Comparison with Relevant Case Law
The court compared the facts of this case with relevant case law to further substantiate its reasoning. It referenced the case of Rekant v. Desser, where the issuance of a note was deemed a security due to the nature of the transaction, which involved misleading actions regarding the value of land. However, the court distinguished Rekant from the current case by asserting that the transactions in McClure were not analogous to securities transactions but rather were part of a simple loan arrangement. The court stressed that the difference in context significantly affected the applicability of the Securities Exchange Act. Moreover, it noted that the actions involved in this case were not intended to deceive investors or manipulate a market, further distancing them from the securities framework. Therefore, the court found that the precedents relied upon by the plaintiff were not applicable to the facts at hand.

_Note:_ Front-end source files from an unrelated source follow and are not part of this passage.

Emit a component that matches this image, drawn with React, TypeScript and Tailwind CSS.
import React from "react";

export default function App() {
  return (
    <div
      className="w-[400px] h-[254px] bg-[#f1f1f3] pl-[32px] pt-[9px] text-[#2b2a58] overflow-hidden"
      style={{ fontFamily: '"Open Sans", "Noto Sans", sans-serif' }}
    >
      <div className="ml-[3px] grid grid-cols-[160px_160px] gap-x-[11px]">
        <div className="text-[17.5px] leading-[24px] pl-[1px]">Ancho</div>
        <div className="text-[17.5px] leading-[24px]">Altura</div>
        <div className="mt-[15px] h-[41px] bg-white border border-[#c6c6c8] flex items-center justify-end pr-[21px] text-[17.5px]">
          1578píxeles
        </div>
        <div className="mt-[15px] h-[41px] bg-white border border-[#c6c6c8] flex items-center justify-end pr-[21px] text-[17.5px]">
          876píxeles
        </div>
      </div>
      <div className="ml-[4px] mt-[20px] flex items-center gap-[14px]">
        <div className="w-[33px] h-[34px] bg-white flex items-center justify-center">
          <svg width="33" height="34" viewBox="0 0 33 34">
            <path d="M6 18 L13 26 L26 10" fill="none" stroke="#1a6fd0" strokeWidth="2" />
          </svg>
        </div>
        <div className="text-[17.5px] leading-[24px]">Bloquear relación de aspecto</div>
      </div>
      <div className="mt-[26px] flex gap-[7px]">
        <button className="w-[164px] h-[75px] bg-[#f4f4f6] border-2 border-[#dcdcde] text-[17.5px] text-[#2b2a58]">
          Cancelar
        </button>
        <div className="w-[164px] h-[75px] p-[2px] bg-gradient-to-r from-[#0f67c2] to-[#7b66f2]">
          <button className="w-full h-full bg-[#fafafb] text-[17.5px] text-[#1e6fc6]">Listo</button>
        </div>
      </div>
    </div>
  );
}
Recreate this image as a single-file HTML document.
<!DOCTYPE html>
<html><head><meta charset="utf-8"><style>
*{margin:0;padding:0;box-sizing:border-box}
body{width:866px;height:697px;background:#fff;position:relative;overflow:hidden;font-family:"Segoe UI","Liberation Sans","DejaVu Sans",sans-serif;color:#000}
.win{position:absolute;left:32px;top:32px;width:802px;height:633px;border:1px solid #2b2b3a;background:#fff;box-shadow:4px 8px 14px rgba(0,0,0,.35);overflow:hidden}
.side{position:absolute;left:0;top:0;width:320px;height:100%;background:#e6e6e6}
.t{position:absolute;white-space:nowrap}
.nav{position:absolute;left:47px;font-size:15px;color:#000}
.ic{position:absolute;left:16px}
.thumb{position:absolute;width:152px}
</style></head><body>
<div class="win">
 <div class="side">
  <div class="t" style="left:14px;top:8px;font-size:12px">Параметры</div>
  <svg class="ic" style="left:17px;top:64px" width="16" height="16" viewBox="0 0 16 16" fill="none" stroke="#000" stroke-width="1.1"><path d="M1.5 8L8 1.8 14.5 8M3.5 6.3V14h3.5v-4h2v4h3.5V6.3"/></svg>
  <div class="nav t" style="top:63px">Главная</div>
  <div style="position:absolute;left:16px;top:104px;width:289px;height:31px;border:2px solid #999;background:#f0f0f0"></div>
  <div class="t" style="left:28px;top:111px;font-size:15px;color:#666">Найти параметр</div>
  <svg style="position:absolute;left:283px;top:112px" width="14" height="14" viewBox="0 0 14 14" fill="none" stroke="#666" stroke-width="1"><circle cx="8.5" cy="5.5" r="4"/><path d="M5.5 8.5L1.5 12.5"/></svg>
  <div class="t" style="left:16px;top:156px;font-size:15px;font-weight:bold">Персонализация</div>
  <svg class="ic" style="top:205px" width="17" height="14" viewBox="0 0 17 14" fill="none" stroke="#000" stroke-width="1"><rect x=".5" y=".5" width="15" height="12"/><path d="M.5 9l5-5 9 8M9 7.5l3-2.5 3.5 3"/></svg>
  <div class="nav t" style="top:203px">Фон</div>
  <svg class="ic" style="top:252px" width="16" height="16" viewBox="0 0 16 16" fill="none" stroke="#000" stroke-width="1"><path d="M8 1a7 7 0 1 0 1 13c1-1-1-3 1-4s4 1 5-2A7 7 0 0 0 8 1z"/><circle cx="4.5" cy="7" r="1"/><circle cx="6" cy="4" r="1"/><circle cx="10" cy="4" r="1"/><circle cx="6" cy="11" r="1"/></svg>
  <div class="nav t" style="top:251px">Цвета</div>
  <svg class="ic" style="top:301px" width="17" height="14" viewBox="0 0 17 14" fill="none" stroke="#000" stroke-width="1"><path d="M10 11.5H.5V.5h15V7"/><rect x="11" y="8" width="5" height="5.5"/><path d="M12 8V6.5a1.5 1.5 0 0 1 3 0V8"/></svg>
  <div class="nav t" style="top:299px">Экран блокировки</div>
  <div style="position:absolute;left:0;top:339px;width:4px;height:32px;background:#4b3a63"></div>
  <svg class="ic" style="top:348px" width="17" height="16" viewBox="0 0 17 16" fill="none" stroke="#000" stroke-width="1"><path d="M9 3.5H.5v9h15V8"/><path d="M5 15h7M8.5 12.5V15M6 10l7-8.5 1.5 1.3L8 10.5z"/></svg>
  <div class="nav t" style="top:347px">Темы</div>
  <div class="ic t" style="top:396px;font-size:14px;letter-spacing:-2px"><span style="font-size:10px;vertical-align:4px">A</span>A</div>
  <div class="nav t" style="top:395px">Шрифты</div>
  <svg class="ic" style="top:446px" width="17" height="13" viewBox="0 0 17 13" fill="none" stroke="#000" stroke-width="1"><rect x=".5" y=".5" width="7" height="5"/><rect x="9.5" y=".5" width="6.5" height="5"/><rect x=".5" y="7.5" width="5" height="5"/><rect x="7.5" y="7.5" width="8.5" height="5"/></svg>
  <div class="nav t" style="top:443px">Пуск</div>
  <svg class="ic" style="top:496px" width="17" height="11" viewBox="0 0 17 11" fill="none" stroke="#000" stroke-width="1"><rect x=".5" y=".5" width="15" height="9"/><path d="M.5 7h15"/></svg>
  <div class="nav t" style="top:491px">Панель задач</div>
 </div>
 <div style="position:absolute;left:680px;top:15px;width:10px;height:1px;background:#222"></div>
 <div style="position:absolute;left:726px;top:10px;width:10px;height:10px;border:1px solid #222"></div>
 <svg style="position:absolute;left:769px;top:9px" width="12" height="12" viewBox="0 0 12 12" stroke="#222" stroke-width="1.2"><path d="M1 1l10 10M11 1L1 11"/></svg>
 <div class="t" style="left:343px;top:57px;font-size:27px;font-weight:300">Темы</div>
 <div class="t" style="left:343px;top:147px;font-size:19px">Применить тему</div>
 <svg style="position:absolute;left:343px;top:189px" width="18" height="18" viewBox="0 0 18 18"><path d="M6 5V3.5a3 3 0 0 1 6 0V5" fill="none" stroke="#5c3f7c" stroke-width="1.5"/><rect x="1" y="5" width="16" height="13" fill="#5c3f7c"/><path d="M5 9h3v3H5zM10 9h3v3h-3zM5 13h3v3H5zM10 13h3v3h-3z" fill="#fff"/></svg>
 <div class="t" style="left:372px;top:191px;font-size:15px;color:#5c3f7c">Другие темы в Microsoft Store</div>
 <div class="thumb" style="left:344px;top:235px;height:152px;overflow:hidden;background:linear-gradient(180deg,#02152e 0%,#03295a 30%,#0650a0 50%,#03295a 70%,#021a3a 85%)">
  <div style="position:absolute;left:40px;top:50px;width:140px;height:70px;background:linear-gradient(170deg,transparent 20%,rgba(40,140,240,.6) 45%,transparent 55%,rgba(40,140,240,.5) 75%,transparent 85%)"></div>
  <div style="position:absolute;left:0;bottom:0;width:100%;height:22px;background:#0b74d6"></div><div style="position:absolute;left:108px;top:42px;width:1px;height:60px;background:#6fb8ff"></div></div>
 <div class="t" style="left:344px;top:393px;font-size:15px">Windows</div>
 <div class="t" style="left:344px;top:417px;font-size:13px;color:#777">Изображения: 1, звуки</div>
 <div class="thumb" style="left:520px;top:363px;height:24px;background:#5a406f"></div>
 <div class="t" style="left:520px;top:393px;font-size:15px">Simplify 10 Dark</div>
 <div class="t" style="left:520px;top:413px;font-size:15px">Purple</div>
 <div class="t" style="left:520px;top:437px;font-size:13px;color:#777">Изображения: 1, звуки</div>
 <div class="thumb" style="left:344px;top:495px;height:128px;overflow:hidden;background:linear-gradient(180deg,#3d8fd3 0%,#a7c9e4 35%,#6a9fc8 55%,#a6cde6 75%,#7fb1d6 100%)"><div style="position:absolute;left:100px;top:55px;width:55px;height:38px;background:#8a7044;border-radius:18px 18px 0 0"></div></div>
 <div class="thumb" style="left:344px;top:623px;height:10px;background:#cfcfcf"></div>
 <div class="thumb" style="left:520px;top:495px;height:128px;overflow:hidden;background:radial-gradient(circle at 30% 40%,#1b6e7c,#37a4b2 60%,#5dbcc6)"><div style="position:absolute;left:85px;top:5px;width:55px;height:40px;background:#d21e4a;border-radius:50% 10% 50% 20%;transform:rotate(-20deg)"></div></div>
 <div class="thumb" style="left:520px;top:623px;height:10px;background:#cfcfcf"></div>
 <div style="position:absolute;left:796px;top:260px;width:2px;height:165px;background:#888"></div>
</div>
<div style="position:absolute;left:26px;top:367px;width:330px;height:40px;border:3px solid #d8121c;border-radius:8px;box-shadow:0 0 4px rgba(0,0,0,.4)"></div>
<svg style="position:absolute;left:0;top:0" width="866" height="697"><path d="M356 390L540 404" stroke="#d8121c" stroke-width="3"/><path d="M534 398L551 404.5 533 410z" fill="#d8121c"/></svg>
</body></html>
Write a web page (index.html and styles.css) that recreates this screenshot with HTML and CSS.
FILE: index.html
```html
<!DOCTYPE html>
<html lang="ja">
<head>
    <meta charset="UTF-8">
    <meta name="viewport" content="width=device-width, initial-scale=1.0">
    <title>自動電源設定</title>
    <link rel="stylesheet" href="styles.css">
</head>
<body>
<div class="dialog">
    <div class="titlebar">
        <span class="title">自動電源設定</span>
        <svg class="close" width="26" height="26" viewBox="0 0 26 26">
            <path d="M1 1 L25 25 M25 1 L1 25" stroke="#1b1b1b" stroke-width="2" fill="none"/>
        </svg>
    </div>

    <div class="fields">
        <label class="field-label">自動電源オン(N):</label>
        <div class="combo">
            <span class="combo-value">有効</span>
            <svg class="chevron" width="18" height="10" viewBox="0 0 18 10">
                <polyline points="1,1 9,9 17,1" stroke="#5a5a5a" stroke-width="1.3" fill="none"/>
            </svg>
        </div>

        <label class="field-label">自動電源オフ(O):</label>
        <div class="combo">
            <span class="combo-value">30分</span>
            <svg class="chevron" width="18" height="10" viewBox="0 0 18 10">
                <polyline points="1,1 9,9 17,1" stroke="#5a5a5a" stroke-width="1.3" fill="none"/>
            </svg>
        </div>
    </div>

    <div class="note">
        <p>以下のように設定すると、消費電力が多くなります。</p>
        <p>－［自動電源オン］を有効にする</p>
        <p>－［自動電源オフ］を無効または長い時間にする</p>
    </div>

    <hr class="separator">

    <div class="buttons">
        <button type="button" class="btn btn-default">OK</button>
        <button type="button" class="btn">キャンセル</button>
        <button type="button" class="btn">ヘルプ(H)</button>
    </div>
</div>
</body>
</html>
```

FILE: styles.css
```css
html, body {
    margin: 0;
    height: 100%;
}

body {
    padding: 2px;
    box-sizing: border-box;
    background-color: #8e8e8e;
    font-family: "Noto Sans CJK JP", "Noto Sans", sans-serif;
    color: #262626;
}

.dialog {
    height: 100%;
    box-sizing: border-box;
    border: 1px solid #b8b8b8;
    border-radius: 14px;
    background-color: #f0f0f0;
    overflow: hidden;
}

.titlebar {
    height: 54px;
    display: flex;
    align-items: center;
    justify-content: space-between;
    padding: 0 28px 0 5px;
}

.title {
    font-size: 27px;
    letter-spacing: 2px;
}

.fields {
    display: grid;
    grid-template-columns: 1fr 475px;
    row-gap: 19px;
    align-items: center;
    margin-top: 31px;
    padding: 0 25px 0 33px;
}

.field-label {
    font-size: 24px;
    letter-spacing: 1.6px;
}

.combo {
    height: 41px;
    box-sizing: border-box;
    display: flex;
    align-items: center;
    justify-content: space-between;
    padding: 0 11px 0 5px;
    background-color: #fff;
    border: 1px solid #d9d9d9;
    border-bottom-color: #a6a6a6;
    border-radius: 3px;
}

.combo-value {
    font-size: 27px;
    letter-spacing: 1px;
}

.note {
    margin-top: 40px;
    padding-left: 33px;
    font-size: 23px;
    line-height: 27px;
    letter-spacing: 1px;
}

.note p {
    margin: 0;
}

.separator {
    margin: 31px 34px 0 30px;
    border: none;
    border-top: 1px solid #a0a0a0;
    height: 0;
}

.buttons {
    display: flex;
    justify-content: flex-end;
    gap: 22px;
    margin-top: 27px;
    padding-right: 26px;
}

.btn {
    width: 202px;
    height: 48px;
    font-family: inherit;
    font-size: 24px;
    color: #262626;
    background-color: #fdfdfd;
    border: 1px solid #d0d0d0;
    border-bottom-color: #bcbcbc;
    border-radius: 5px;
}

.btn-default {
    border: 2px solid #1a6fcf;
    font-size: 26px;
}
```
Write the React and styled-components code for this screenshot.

Conclusion on Securities Classification
Ultimately, the court concluded that the notes and related instruments did not meet the criteria for classification as securities within the meaning of the Securities Exchange Act. It held that even if the notes were classified as securities, the transactions did not involve a legitimate "purchase or sale" that would invoke jurisdiction under the Act. The court reiterated that the actions of the parties were primarily commercial in nature and did not constitute an investment scheme or securities trading. As a result, the court dismissed the case for lack of jurisdiction, affirming that the transactions were ordinary commercial loans devoid of the characteristics associated with securities regulation. The court's ruling underscored the importance of distinguishing between commercial transactions and investment activities to maintain the integrity of securities regulation.